Eating flowers is not new. And soon it will be rose season. Admire them, smell them, and cook them.
Photo Courtesy of 101 Cookbooks
My mother and I raised nasturtiums in our kitchen garden in Sydney in the 1950’s. Australian sandwiches then were bread, lots of butter, Nasturtium leaves, salt and pepper. It wasn’t until 1973 or so that I started to use their flowers in salads. The peppery bite against the sweetness of nut oils a perfect match. Then Richard Olney, at his house in the south of France, in his kitchen garden where we would drink Krug after harvesting handfuls of borage, sage, and arugula flowers. And talk about the balance of acid, sweet perfumes, and what salad greens demanded which flowers and oils. Soon, every morning on the way to the Chez Panisse kitchen I had my eyes open for any nasturtiums hanging over sidewalk walls. Or lavender and rosemary.
After selling my part of Panisse and heading up Berkeley’s Santa Fe Bar & Grill, flowers were scattered over several 1980’s menus. For the birthday of Gourmet magazine’s wine columnist, Gerald Asher, “Garden herbs, flowers & black truffle soup.” And for a Napa Valley Wine Symposium, “Poached wild striped bass with chervil and nasturtium sauces.”
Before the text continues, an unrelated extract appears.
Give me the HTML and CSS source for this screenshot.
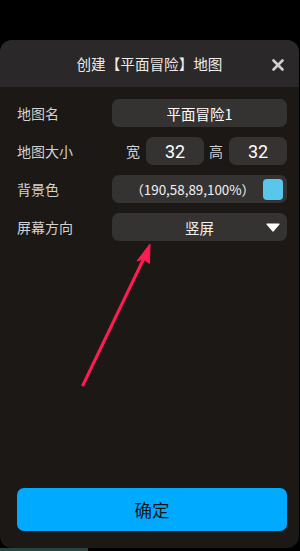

What is new, is the rule of tweezers in placing flowers. I am of the school where a little careless scattering, carefully done, is a preferred method and result. As well as using petals only, not the flowers with the sepals still intact. I mean, who wants to chew down on those? Like eating chicken with the feathers still on.
The next time I am in Paris after smelling the roses at the Parc Bagatelle, I will head to the Rue des Rosiers in the Jewish neighborhood. To search out Les Editions de l’Epure and, specifically, the little book called La Rose.
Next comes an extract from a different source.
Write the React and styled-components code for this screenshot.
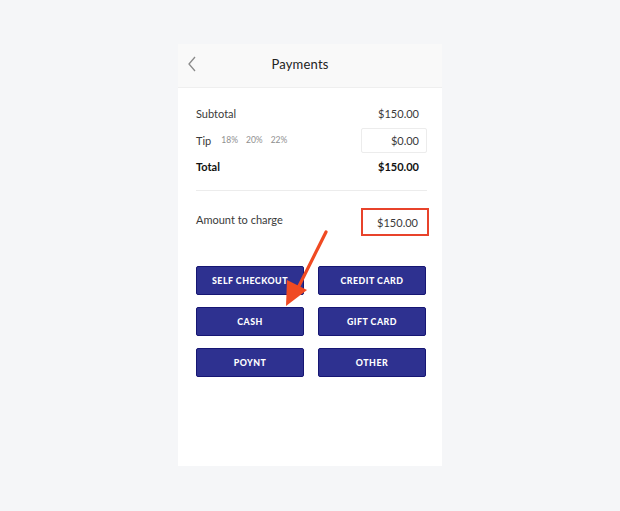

These editions cover curry, goat cheese, truffles, oysters, potatoes and sardines. And figs, leeks and pigs as well as eggs, pumpkins and dates. There are more about beetroot, honey and monkfish. But La Rose: Dix facons de la preparer caught my eye.
Let’s face it, and the Preface does, roses are at once ephemeral and eternal, and if that was enough, they have “unctuous perfumes, suave and intense colors. And a flesh that is langoureuese [the English word does not have the same corruption as the French], an elegance, a secret.” With names like “Rendez-vous,” “Garland of Love,” and “Naked Thigh of a Nymph”, how can one resist eating them? After all, sometimes or even often, depending on the chef, French frogs legs are often called Cuisses des Nymphes or nymphs’ thighs, naked or not.
It was with some excitement that I thumbed through the pages of this little book to find its secrets, looking for a recipe for frog’s legs with rose petals. No such luck. I did find:
Asparagus with a sweet-sour sauce of roses
Scallops rolled in breadcrumbs mixed with crushed dried rose buds
A velouté soup of fresh little peas garnished with slivers of fresh rose petals
Foie gras in a sauce of rose vinegar, rose water, and fresh petals
Couscous served with vegetables perfumed with almond and rose oils
A terrine of lamb braised with rose buds
Boned quails stuffed with prunes, Sarawak pepper and pistachios and then grilled over dried rose branches
A Napoleon filled with a paste of pistachios, walnuts and dried roses
And a lost bread, pain perdu, or a French toast with crystallized rose petals.
No frogs.
However, I found solace in the last recipe, which is for freshly cooked warm, round, little donuts filled with rose petal jam.